◆ Stated problem:
Note each line that includes the word "components". Copy those lines.

◆ Dataset excerpt:
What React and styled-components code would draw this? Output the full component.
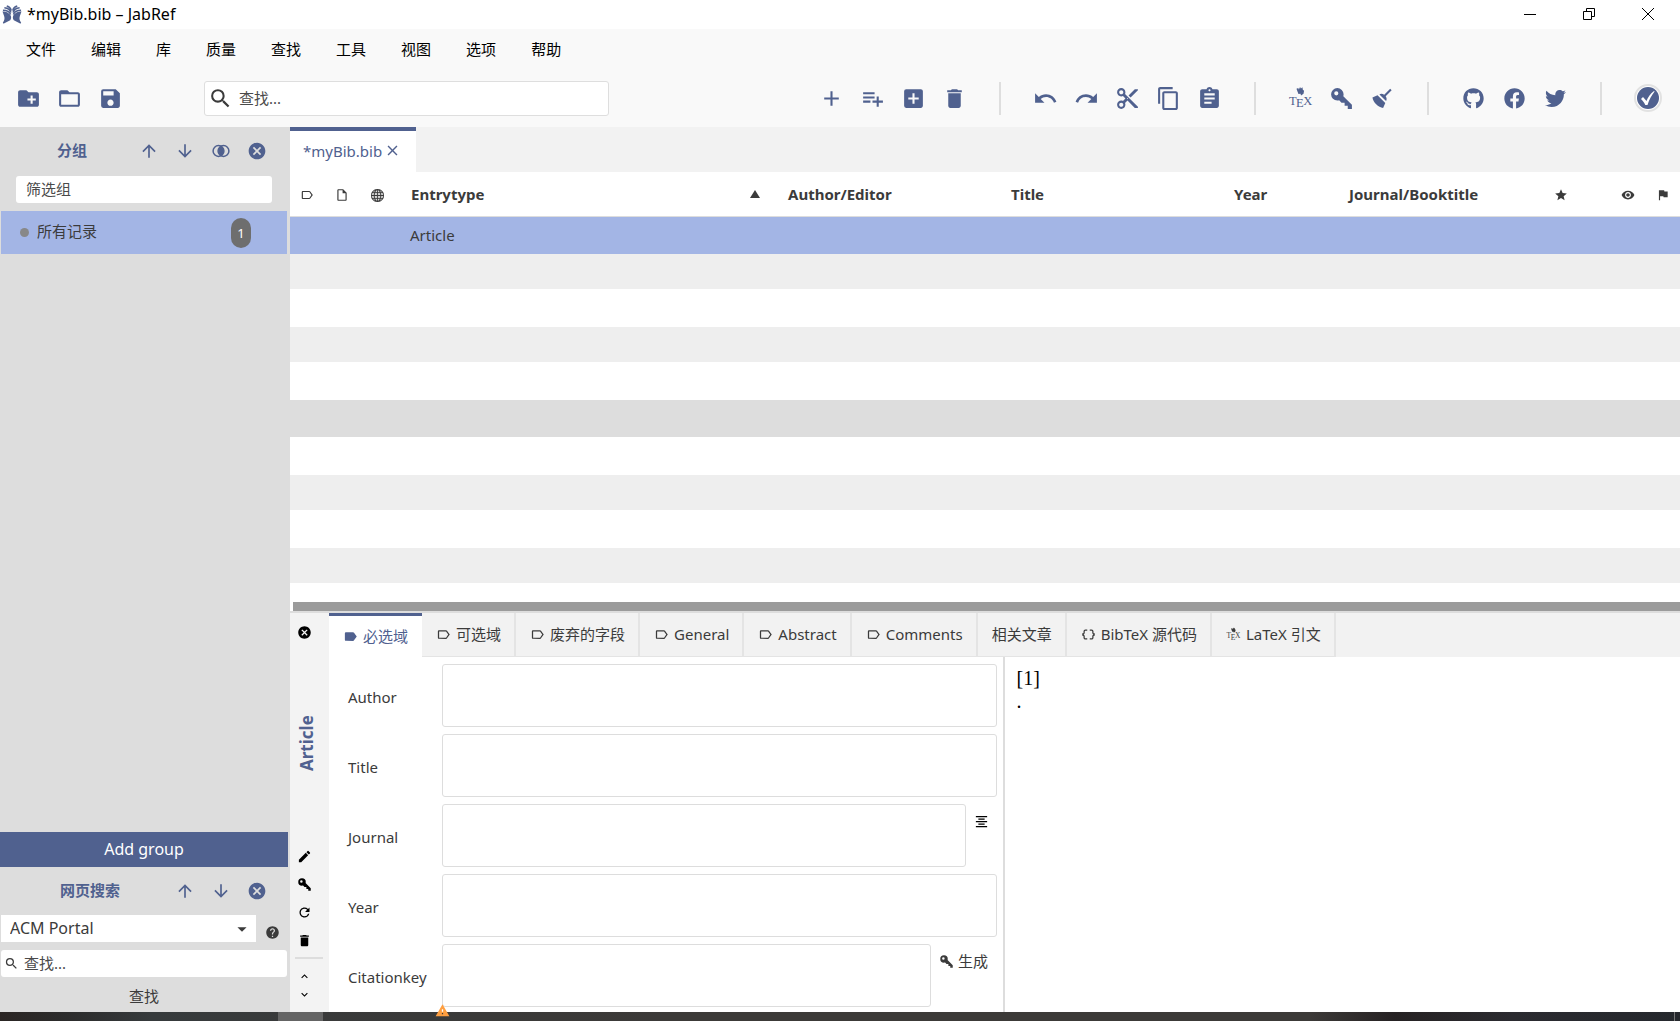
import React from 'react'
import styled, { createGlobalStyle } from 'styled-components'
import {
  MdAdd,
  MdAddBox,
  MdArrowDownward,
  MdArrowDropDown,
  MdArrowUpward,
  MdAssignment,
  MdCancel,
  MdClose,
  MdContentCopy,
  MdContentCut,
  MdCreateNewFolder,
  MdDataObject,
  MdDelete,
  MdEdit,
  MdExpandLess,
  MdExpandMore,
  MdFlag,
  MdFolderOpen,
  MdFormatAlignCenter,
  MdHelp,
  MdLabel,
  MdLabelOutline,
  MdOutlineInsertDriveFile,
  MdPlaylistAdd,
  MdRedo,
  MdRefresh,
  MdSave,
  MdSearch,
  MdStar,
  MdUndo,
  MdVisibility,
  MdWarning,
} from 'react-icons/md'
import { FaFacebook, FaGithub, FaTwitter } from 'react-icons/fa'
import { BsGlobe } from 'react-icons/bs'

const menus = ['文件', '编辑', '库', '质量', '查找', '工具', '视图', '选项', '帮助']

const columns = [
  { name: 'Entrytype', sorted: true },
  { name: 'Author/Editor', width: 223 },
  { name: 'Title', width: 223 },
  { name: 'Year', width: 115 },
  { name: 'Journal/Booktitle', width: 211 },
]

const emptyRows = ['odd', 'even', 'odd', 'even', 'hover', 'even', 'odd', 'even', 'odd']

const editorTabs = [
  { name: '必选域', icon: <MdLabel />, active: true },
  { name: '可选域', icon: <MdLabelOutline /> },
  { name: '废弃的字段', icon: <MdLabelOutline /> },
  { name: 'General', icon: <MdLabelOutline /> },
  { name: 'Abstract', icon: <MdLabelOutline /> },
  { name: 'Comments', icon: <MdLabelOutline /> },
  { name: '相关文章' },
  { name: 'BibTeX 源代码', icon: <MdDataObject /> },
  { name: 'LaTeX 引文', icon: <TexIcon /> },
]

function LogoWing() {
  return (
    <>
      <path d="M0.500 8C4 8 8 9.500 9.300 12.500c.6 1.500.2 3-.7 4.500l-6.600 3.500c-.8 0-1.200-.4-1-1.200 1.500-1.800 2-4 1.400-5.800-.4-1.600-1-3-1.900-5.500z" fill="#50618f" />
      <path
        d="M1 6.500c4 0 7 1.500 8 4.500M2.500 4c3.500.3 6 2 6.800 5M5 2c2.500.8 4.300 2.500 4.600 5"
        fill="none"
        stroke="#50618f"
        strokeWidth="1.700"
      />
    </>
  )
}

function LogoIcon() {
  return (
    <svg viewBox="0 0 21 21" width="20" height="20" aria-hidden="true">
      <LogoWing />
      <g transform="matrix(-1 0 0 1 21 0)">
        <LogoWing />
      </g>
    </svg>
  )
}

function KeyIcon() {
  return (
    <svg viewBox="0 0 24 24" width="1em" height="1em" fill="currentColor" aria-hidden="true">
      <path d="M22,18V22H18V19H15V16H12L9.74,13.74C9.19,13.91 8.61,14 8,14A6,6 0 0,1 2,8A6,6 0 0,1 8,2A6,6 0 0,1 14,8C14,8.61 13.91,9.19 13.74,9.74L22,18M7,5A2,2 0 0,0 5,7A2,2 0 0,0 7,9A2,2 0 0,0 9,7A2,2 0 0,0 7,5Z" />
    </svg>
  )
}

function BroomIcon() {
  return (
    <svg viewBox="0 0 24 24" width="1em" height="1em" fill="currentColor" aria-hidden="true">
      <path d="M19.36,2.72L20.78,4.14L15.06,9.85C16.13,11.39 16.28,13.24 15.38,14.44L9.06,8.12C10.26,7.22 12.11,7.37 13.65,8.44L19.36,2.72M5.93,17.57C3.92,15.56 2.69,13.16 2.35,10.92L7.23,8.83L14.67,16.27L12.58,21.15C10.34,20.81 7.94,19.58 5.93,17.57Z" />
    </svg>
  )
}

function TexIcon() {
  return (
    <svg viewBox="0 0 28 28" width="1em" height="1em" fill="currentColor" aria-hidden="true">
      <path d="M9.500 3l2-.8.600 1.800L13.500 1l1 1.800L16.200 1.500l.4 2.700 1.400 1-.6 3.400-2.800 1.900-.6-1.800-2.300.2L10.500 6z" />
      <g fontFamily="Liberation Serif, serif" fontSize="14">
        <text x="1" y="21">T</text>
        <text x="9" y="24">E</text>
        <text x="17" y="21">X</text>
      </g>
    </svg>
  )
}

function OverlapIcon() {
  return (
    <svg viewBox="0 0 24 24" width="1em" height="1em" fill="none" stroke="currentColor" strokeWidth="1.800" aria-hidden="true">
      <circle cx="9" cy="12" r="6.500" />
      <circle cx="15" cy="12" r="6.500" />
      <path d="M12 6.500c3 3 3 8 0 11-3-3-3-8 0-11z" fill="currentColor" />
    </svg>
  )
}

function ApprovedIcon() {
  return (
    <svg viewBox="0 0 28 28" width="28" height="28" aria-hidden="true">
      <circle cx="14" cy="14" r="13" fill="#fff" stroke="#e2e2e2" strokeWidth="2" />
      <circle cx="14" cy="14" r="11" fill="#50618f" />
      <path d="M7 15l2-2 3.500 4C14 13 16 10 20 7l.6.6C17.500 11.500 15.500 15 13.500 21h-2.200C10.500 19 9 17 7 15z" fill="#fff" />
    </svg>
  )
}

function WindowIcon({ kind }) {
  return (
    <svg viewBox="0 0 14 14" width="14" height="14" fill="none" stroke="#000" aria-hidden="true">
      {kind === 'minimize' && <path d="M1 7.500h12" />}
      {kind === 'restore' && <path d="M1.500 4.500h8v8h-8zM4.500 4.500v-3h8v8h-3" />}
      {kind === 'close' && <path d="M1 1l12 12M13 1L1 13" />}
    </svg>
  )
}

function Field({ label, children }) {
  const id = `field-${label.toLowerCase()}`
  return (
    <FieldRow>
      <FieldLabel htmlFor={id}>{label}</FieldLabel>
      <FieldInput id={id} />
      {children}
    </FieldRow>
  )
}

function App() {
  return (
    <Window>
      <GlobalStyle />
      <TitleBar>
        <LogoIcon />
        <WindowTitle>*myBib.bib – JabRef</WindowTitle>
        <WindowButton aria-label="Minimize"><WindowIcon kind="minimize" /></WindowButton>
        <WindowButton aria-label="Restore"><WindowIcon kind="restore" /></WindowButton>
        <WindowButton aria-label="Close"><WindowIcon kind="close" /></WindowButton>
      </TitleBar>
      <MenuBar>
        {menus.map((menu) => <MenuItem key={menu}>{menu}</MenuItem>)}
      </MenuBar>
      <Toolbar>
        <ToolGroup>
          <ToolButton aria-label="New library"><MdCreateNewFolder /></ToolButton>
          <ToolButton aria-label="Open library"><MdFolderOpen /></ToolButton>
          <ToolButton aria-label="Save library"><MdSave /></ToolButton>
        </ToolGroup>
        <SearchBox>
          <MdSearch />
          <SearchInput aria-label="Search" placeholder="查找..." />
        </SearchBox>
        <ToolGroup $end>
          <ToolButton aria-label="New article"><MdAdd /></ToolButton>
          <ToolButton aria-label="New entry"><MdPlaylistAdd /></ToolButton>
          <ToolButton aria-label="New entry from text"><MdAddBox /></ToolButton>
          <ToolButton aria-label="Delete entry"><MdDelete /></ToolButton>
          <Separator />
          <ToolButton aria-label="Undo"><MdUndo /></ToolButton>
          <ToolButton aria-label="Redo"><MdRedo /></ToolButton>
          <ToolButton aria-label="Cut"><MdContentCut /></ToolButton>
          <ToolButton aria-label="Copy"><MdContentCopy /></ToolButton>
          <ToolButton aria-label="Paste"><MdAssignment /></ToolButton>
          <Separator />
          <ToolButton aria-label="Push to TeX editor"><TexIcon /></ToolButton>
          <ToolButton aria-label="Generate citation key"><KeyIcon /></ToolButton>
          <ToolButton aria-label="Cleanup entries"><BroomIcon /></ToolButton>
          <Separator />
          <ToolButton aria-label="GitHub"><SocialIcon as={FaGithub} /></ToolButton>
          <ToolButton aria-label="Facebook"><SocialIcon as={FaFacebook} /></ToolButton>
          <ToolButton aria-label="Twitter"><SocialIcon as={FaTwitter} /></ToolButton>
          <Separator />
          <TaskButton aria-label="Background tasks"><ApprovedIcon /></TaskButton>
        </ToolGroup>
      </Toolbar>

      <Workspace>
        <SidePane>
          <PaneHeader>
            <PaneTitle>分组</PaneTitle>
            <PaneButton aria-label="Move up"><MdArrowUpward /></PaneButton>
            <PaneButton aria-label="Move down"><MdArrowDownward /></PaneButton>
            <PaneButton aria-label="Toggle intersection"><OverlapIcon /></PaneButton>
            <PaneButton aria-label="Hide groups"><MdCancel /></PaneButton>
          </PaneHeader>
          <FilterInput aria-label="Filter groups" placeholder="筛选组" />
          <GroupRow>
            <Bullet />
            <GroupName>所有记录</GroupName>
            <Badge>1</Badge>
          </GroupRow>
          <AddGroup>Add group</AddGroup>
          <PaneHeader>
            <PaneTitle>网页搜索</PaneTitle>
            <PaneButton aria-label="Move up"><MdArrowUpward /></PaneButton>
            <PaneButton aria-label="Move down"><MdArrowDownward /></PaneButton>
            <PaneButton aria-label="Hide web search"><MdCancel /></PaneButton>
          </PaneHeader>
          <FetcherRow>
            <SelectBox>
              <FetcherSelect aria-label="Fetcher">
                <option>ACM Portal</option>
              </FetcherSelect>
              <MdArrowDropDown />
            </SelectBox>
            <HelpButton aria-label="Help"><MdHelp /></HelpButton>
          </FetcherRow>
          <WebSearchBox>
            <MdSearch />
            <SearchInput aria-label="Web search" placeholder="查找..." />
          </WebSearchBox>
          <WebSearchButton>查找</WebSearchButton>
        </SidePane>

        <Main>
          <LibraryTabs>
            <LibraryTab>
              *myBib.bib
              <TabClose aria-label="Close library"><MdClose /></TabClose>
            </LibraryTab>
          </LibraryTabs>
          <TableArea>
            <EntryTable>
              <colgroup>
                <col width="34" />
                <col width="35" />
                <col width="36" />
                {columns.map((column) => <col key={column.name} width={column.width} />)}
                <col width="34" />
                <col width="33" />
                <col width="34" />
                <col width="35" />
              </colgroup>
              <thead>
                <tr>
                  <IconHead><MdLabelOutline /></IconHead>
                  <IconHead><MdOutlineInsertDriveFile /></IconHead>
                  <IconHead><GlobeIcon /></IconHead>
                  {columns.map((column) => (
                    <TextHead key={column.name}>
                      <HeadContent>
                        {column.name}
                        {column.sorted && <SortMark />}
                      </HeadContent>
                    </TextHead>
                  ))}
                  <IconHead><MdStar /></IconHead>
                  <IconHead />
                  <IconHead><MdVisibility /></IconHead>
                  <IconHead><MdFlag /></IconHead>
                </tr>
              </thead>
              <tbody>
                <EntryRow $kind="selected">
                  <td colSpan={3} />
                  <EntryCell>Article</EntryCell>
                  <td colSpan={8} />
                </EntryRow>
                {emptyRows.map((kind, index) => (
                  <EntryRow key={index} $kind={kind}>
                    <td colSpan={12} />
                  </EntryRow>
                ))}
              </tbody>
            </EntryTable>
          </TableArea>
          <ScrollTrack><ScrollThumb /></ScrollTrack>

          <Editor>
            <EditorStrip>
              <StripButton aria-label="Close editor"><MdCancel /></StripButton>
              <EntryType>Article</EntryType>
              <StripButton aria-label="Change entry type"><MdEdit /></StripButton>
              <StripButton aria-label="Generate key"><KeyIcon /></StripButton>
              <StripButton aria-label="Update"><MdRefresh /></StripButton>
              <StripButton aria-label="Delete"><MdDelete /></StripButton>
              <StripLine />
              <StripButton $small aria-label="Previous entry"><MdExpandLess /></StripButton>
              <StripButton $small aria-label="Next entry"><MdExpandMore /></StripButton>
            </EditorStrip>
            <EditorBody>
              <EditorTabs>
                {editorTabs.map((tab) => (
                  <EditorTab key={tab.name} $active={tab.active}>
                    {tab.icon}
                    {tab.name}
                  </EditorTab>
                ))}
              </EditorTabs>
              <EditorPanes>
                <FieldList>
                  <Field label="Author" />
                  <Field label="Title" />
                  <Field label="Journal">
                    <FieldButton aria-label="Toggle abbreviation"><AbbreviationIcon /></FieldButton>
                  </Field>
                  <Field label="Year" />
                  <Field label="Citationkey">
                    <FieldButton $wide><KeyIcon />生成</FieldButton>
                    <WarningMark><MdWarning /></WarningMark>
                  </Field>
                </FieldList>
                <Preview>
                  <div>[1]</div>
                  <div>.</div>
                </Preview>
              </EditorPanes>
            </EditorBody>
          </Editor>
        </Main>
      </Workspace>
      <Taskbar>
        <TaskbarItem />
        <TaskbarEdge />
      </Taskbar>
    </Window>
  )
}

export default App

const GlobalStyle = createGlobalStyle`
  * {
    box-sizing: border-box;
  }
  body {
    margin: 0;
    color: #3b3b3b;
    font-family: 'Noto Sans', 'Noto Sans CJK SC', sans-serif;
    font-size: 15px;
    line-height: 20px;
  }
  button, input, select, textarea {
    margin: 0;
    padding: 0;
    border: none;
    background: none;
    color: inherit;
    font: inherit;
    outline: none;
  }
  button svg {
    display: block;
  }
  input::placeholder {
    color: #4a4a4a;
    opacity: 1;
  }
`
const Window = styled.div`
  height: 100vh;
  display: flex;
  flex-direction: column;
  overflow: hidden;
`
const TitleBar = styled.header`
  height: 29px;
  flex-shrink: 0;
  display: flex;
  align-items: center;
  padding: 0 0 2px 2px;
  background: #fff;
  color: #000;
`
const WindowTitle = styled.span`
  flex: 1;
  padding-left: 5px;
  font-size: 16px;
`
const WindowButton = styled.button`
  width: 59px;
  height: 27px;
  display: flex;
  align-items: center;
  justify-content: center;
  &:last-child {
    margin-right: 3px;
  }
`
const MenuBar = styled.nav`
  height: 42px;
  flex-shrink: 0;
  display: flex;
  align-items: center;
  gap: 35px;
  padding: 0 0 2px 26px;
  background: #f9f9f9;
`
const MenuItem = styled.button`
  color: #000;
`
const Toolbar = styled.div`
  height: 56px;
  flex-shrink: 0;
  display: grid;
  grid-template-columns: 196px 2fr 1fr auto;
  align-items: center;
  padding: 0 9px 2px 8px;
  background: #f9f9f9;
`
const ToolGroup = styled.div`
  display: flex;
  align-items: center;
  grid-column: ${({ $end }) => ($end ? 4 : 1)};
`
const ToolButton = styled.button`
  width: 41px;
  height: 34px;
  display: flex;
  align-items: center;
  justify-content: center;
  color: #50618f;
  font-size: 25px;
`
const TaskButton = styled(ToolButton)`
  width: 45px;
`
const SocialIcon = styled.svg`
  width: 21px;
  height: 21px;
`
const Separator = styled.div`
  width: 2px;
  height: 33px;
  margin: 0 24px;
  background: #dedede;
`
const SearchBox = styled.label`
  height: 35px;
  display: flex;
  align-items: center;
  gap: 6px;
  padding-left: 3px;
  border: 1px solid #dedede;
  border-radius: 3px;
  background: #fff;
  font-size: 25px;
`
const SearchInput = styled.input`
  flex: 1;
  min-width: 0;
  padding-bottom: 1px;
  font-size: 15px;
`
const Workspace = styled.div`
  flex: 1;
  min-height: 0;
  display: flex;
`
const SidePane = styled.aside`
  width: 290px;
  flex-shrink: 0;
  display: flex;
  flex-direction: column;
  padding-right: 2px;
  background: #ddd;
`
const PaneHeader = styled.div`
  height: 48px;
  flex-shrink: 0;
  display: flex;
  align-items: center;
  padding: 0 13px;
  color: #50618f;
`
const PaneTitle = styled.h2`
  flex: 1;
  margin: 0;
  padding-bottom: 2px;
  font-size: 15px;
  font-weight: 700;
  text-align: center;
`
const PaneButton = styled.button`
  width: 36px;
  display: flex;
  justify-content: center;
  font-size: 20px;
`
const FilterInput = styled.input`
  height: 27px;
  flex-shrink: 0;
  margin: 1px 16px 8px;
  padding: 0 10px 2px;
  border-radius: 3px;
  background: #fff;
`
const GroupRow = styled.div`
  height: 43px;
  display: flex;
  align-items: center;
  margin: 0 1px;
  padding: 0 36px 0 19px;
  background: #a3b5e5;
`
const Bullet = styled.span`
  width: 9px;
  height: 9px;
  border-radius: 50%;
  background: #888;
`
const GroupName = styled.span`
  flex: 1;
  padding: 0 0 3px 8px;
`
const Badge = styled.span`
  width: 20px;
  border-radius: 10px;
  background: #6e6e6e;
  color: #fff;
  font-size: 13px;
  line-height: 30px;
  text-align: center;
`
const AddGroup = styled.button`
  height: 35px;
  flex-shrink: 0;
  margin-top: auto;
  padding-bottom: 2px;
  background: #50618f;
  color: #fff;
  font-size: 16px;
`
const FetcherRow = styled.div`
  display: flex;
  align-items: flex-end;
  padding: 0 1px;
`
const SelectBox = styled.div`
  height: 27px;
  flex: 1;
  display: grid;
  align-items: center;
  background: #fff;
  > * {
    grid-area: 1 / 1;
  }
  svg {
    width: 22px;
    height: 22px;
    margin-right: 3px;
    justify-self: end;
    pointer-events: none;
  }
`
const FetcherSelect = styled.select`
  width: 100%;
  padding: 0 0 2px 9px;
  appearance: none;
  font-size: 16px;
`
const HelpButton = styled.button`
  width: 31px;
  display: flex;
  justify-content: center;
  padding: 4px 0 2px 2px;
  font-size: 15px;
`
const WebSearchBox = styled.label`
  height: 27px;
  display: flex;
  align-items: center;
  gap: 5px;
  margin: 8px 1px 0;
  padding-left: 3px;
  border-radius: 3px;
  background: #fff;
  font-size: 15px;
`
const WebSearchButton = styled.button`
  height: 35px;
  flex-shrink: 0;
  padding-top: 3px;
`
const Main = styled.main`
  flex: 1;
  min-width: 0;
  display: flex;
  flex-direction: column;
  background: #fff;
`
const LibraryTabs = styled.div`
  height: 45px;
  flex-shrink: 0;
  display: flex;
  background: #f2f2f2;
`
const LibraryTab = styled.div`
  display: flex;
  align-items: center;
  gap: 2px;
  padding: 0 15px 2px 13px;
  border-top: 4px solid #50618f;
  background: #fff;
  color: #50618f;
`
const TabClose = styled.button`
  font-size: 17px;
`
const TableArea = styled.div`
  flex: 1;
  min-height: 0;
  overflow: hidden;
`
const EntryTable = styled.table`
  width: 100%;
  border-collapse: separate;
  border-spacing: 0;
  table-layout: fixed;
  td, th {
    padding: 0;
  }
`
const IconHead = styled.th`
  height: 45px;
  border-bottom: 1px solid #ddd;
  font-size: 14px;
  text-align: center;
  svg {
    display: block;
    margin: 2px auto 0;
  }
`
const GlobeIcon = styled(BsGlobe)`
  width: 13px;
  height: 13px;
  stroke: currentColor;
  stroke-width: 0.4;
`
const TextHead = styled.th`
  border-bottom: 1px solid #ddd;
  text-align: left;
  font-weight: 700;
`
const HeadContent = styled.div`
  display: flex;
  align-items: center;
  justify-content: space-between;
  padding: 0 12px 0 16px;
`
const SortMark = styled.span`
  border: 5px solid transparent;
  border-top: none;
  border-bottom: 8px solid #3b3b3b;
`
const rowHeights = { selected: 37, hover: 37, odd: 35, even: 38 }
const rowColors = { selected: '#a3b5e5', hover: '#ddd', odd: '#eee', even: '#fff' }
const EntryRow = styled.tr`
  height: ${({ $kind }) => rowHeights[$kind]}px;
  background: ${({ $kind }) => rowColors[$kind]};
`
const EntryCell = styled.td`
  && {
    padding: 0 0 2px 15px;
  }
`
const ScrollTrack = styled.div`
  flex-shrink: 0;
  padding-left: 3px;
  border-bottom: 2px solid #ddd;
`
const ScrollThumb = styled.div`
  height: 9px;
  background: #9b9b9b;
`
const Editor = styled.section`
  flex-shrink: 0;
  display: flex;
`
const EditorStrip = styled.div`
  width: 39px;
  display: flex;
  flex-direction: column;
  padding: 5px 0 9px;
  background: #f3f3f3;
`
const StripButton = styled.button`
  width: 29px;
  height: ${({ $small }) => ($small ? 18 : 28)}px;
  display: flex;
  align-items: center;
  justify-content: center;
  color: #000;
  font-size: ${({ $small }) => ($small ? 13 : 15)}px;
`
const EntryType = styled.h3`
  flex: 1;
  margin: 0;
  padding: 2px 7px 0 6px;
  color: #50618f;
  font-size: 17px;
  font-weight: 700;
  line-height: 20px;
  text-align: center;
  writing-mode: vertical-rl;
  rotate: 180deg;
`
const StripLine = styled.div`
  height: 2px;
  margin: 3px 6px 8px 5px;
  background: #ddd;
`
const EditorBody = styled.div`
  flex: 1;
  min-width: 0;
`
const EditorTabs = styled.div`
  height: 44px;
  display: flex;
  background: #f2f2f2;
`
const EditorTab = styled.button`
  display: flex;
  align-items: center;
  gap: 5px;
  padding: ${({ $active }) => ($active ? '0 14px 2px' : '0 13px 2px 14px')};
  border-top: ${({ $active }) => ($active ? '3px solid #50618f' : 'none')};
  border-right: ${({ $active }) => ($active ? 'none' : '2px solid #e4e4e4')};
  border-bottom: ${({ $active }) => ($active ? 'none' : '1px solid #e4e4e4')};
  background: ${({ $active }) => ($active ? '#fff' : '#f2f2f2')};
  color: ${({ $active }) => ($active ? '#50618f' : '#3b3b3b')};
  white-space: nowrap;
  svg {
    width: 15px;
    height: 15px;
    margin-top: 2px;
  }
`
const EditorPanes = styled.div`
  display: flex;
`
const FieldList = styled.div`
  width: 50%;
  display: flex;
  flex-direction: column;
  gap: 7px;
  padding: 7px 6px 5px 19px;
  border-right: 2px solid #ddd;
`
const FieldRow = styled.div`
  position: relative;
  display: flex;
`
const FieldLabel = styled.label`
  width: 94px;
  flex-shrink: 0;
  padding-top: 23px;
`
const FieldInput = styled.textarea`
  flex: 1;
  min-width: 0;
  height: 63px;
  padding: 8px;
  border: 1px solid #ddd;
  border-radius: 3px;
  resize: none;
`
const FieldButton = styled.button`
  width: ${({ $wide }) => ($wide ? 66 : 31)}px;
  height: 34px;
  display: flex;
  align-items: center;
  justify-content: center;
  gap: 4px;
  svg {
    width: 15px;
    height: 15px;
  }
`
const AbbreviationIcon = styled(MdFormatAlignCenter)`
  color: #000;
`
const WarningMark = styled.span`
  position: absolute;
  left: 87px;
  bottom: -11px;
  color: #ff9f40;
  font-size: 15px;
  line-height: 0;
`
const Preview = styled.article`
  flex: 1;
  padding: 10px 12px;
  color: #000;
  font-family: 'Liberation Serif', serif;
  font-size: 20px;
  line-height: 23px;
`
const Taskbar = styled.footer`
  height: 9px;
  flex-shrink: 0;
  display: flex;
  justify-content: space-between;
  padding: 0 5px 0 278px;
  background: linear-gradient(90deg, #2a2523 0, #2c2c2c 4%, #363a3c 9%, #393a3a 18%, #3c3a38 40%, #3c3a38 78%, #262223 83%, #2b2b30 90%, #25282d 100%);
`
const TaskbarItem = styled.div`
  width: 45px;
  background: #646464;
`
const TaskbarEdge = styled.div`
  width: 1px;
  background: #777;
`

◆ Result:
What React and styled-components code would draw this? Output the full component.
import styled, { createGlobalStyle } from 'styled-components'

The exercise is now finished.